Even the euro issues have taken a back seat in the news for the time being as Lie-borgate (see what I did there?) rumbles on with the Bank of England and various politicians being dragged once more through the mire. Barclays has proved that Diamonds are not forever and other high profile leavers include the chief of the much maligned Money Advice Service.

Whether or not borrowers have been disadvantaged by the rate fixing remains to be seen but it has further harmed the already fragile public trust in banks.

This will undoubtedly have an impact where customer choice is concerned, with some looking to deal with smaller, local building societies or independent brokers they have more trust in.

As intermediaries, it is important that we do not just jump on the banker-bashing bandwagon and remember that this should not cloud judgement on the mortgage lending side. The intermediary sales teams we deal with are decent, professional and want to do the best for the consumer.

In the markets, swap rates have been tweaked upwards while Libor has continued its slow but steady fall.

Three-month Libor is down 0.02 at 0.88 per cent.

1-year money is unchanged at 0.775 per cent
2-year money is up 0.02 at 0.97 per cent
3-year money is up 0.02 at 0.99 per cent

5-year money is up 0.04 at 1.245 per cent In product news, it was disappointing to see ING Direct succumb to the pressures of the current environment and become the latest lender to increase its SVR from 3.5 per cent to 3.99 per cent. This is still cheaper than many lenders but continues the worrying trend.

Bank of China has also increased its lifetime tracker rate from 2.48 per cent above base to 2.68 per cent above base.

Abbey has brought in its procuration fee changes to a mixed response which I guess is to be expected. While the idea of linking quality to payment is not a new one or indeed a bad one, it will be interesting to see how this develops.

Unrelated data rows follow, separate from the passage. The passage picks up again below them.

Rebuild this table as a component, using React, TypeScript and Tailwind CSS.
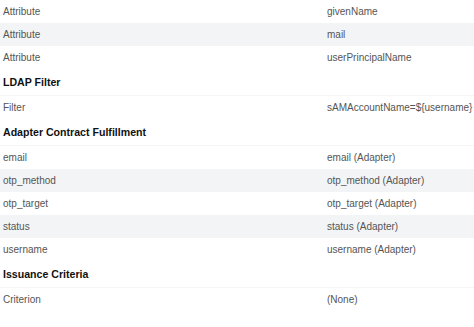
import React from 'react';

type Row = [string, string];

const sections: { title?: string; rows: Row[] }[] = [
  {
    rows: [
      ['Attribute', 'givenName'],
      ['Attribute', 'mail'],
      ['Attribute', 'userPrincipalName'],
    ],
  },
  { title: 'LDAP Filter', rows: [['Filter', 'sAMAccountName=${username}']] },
  {
    title: 'Adapter Contract Fulfillment',
    rows: [
      ['email', 'email (Adapter)'],
      ['otp_method', 'otp_method (Adapter)'],
      ['otp_target', 'otp_target (Adapter)'],
      ['status', 'status (Adapter)'],
      ['username', 'username (Adapter)'],
    ],
  },
  { title: 'Issuance Criteria', rows: [['Criterion', '(None)']] },
];

const Table = ({ rows }: { rows: Row[] }) => (
  <div className="flex flex-col">
    {rows.map(([k, v], i) => (
      <div
        key={i}
        className={`grid grid-cols-[324px_1fr] h-[23px] items-center px-[3px] text-[10px] text-[#555] ${i % 2 === 1 ? 'bg-[#f3f4f6]' : ''}`}
      >
        <span>{k}</span>
        <span>{v}</span>
      </div>
    ))}
  </div>
);

export default function App() {
  return (
    <div className="w-[474px] h-[327px] overflow-hidden bg-white font-['Liberation_Sans',Arial,sans-serif]">
      {sections.map((s, i) => (
        <div key={i}>
          {s.title && (
            <h3 className="h-[27px] flex items-center px-[3px] pt-px text-[10.6px] font-bold text-[#111] border-b border-[#f5f5f5]">
              {s.title}
            </h3>
          )}
          <Table rows={s.rows} />
        </div>
      ))}
    </div>
  );
}
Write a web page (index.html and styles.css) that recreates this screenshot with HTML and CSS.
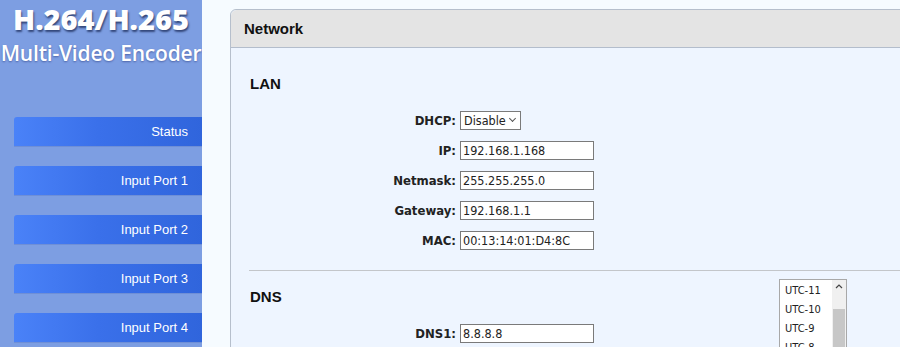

The word quality can have various interpretations and I hope this is not used as a way of slowly cutting proc fees across the board.

Skipton continues to impress with the news that for a limited period it will waive the application and completion fees on its two, three and five-year fixed-rate remortgage deals to 75 per cent and 85 per cent LTV.

On the buy-to-let side, Kent Reliance is changing its rental calculation to 125 per cent coverage at 5.5 per cent, up from 5 per cent.

Finally, it was good to see that Masthaven Property Lending has obtained authorisation from the FSA for regulated mortgage contracts. It is refreshing to see another lender in this space pass an FSA visit with flying colours.

Heroes & Villains

Hero of the week
Precise Mortgages, which continues to lead the way and push boundaries in the market as well as being a tireless campaigners on behalf of intermediaries

Villain of the week
The worrying growth of the lease option market. This seems to be a reincarnation of the sale-and-rent-back sector and should be looked at closely by the regulators.